Common CD Mistakes That Blur The Short-Term Label

Some habits cause CDs to drift away from their intended role. One common pattern is chasing teaser rates without checking terms. A high headline rate paired with stiff penalties or tricky features can keep your money locked longer than you expect.

Another pattern is using CDs as a stand-in for a complete plan. CDs handle stability well, yet they do not grow like stocks when markets rise. If every long-range goal sits entirely in CDs, you accept more inflation risk than you might like.

Fraud risk also matters. The SEC has flagged fake CD offers that copy the branding of real banks but direct deposits to impostor accounts instead. When you are unsure, start with your bank’s own website or call the institution using a phone number you trust, instead of a link inside an email or ad.
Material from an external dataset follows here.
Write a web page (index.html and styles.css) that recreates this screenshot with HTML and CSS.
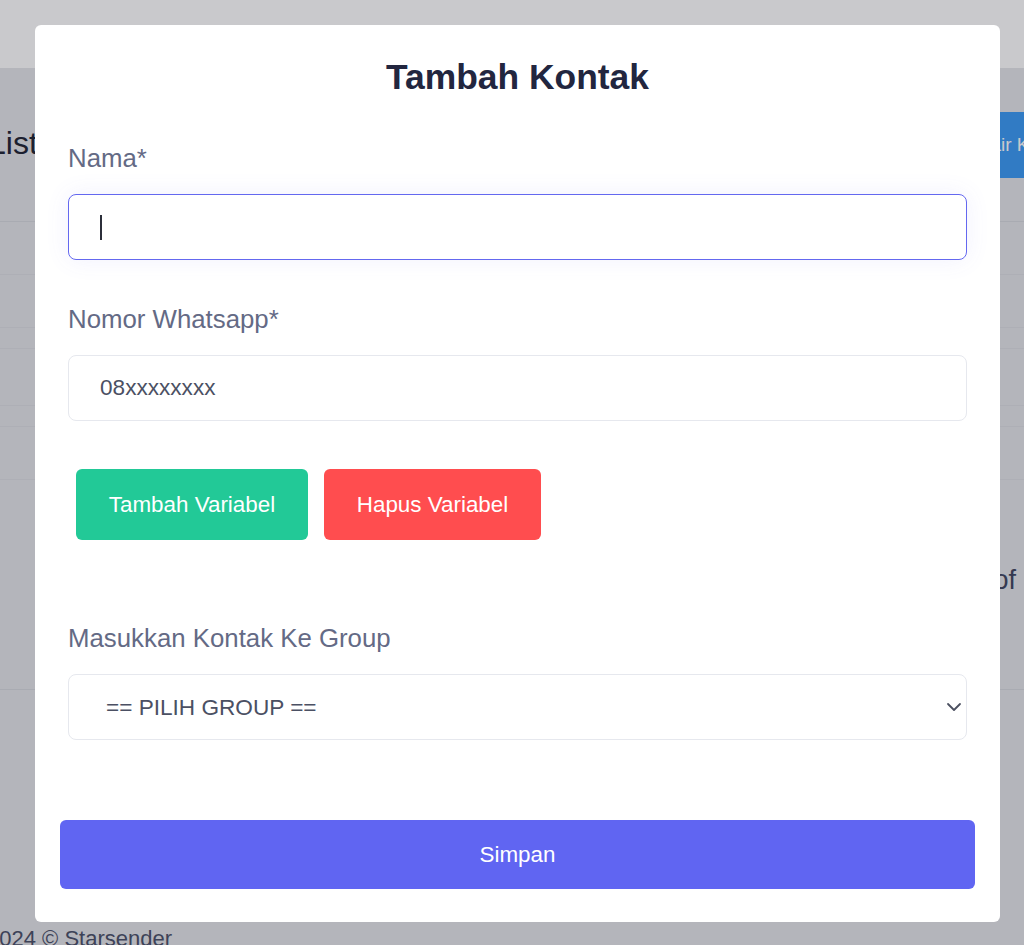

Final Thoughts On CDs As Short-Term Investments

So, are CDs short-term investments? The answer depends on how long you plan to hold each CD, what other savings you keep for surprise expenses, and how much movement you can tolerate in the rest of your portfolio.

Use short and medium CDs for known goals inside roughly three years, while keeping a cash buffer elsewhere. Blend other assets alongside CDs for longer goals that need growth as well as stability. With that structure in place, CDs can earn their keep in your plan without tying your hands.

This article offers general education, not personalized advice. Before you lock in a rate or move large sums, match the decision to your full financial picture and any guidance you receive from a licensed professional who understands your situation.